++++ GIVEN DATA ++++

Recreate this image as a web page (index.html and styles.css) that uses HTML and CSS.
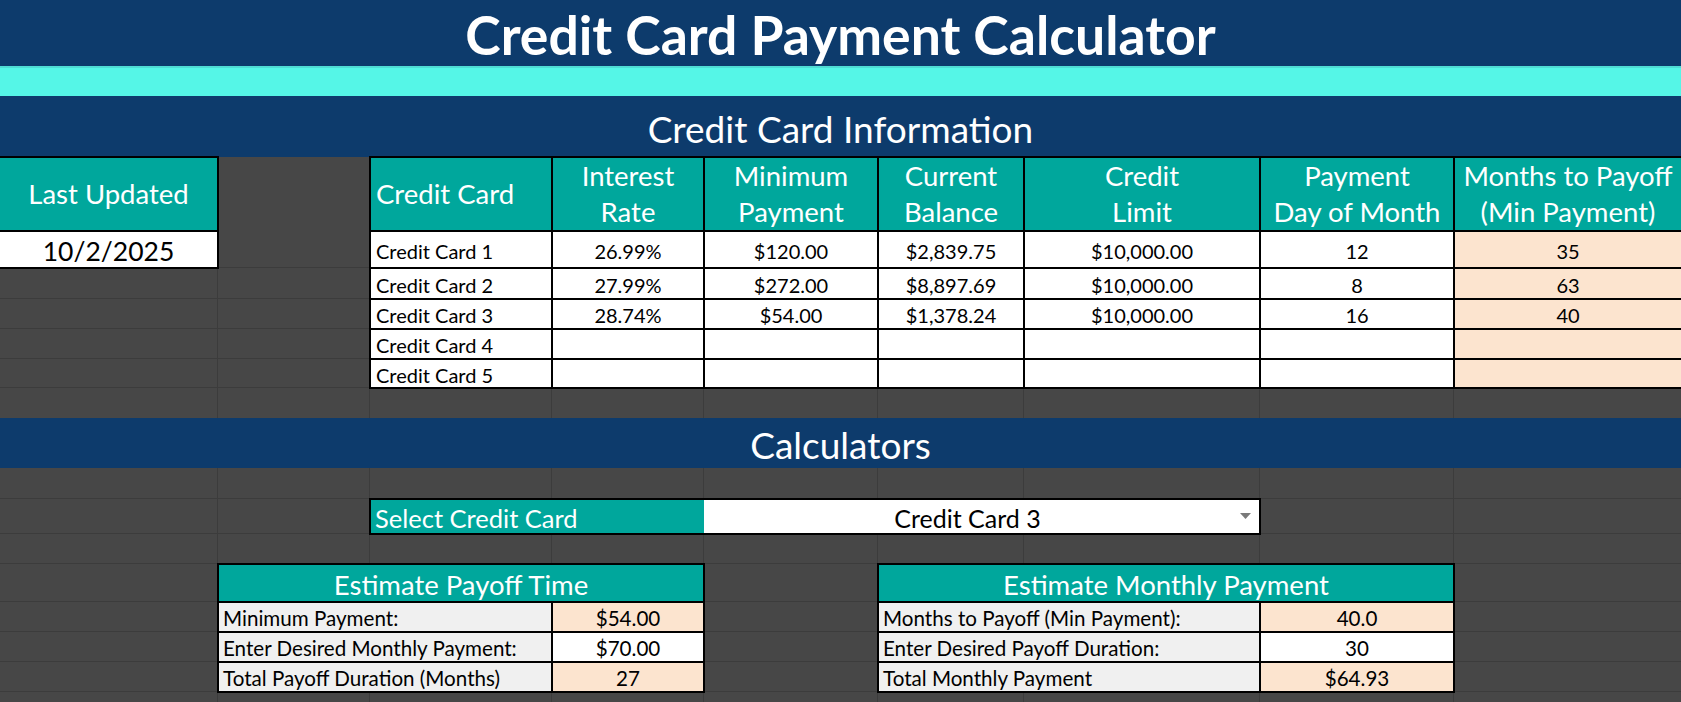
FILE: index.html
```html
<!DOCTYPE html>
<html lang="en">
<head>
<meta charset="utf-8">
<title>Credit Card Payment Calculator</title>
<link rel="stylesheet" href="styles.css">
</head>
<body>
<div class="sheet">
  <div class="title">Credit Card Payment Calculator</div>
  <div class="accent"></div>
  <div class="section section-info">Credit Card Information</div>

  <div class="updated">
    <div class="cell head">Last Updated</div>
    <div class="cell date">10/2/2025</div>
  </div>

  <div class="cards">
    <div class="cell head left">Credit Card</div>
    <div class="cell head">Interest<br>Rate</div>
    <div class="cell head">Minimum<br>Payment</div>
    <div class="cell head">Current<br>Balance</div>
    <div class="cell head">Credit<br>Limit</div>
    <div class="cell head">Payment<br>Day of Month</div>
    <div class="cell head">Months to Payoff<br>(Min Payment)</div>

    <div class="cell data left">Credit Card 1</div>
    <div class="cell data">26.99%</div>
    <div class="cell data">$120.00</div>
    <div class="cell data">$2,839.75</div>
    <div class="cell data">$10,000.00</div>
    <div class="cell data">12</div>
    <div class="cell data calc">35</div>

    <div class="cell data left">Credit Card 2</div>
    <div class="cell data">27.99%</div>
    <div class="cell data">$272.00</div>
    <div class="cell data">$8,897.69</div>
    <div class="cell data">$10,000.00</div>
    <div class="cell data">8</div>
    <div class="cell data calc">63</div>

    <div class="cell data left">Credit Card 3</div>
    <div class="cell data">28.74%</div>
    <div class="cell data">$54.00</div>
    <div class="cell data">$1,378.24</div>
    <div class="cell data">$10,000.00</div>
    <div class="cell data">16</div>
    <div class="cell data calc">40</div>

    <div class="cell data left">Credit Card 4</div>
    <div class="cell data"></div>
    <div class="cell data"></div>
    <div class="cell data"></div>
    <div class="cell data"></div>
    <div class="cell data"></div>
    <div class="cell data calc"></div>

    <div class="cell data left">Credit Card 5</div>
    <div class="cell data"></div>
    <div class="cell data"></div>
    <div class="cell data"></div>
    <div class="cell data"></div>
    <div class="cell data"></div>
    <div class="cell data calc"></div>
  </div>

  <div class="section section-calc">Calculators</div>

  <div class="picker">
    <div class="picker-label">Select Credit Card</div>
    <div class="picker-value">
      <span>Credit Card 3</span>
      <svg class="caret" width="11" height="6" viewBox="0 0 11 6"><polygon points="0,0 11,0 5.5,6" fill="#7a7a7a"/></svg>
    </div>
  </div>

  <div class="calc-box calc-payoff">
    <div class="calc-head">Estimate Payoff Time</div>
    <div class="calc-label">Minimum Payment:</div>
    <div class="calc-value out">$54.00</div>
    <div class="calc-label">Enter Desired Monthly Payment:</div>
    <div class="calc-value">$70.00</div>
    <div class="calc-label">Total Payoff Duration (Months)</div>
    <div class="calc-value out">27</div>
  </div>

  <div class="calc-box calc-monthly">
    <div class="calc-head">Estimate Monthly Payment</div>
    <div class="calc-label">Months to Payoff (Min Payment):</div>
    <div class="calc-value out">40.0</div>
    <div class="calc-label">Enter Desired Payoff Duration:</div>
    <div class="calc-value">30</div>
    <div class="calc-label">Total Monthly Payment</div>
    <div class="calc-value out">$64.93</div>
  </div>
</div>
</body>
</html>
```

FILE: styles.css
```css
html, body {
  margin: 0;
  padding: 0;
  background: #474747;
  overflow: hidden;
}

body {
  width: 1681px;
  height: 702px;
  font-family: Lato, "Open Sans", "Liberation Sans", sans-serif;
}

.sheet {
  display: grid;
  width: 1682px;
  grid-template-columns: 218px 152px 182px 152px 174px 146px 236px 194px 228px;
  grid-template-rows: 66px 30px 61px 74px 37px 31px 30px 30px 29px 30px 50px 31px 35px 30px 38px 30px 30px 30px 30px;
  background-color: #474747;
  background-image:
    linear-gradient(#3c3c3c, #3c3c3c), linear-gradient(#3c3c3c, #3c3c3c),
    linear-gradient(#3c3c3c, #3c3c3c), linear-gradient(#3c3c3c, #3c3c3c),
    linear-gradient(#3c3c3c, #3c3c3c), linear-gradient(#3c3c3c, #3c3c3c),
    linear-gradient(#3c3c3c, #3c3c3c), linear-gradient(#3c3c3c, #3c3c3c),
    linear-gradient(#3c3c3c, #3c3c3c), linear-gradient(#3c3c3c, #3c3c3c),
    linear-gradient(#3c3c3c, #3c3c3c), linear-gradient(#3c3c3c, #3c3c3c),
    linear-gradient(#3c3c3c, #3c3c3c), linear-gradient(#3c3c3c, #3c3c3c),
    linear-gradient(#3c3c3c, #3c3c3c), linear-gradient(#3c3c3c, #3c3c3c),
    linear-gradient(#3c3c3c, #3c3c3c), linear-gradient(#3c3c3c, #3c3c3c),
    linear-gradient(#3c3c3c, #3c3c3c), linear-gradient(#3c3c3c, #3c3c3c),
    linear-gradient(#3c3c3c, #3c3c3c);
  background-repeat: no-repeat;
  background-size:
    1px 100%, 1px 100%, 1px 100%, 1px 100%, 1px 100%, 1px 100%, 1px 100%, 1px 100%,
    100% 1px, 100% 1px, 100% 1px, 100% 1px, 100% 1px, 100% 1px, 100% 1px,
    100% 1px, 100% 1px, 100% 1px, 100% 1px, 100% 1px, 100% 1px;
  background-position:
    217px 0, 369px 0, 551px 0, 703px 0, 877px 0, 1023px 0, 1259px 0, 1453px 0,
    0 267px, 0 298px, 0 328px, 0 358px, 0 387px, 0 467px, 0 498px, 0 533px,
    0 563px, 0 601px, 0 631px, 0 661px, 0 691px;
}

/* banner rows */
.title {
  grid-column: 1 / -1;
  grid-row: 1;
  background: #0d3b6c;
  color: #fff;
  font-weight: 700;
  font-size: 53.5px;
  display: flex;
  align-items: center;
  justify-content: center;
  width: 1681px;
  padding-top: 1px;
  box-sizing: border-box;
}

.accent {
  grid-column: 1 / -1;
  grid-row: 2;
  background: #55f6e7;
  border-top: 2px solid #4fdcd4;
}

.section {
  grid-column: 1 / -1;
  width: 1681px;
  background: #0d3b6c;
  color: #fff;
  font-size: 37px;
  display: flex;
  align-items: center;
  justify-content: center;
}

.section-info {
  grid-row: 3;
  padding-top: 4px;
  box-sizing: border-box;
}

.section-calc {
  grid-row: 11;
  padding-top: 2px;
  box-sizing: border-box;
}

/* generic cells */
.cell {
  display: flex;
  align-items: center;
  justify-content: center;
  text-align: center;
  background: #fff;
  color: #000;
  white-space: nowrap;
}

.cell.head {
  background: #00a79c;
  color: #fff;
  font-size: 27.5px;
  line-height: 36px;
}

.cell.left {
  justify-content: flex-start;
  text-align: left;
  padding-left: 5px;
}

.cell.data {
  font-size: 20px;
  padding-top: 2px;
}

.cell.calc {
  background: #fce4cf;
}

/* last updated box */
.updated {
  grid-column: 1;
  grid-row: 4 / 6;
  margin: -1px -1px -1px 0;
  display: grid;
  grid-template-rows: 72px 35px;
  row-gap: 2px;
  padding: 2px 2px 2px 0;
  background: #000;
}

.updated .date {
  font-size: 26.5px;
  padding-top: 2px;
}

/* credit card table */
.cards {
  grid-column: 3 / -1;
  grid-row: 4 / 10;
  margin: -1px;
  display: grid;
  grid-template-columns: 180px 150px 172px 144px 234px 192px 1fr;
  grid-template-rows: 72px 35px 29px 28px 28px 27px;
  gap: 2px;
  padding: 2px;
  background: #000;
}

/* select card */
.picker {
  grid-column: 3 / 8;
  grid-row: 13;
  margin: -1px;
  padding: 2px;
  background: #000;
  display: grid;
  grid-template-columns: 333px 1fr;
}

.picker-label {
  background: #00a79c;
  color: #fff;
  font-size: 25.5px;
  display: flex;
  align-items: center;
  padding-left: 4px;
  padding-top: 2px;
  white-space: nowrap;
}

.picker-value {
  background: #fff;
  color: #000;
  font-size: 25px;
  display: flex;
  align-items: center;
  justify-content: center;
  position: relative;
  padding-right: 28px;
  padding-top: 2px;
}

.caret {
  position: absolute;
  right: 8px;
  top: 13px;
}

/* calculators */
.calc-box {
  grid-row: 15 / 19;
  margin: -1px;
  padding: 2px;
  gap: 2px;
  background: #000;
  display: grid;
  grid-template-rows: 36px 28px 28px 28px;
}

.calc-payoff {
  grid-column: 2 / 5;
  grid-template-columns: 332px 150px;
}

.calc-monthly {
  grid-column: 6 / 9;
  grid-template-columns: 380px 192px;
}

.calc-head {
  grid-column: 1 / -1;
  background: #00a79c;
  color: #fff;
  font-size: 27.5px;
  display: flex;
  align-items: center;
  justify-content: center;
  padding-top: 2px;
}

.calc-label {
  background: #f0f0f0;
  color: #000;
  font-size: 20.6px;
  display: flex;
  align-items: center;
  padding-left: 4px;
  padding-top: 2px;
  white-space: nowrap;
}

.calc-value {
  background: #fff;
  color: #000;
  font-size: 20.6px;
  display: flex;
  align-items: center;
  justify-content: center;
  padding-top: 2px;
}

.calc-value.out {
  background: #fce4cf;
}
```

++++

## EXERCISE DESCRIPTION
Find every line above that contains the word "styles", and return each one.

## FULL ANSWER
Recreate this image as a web page (index.html and styles.css) that uses HTML and CSS.
<link rel="stylesheet" href="styles.css">
FILE: styles.css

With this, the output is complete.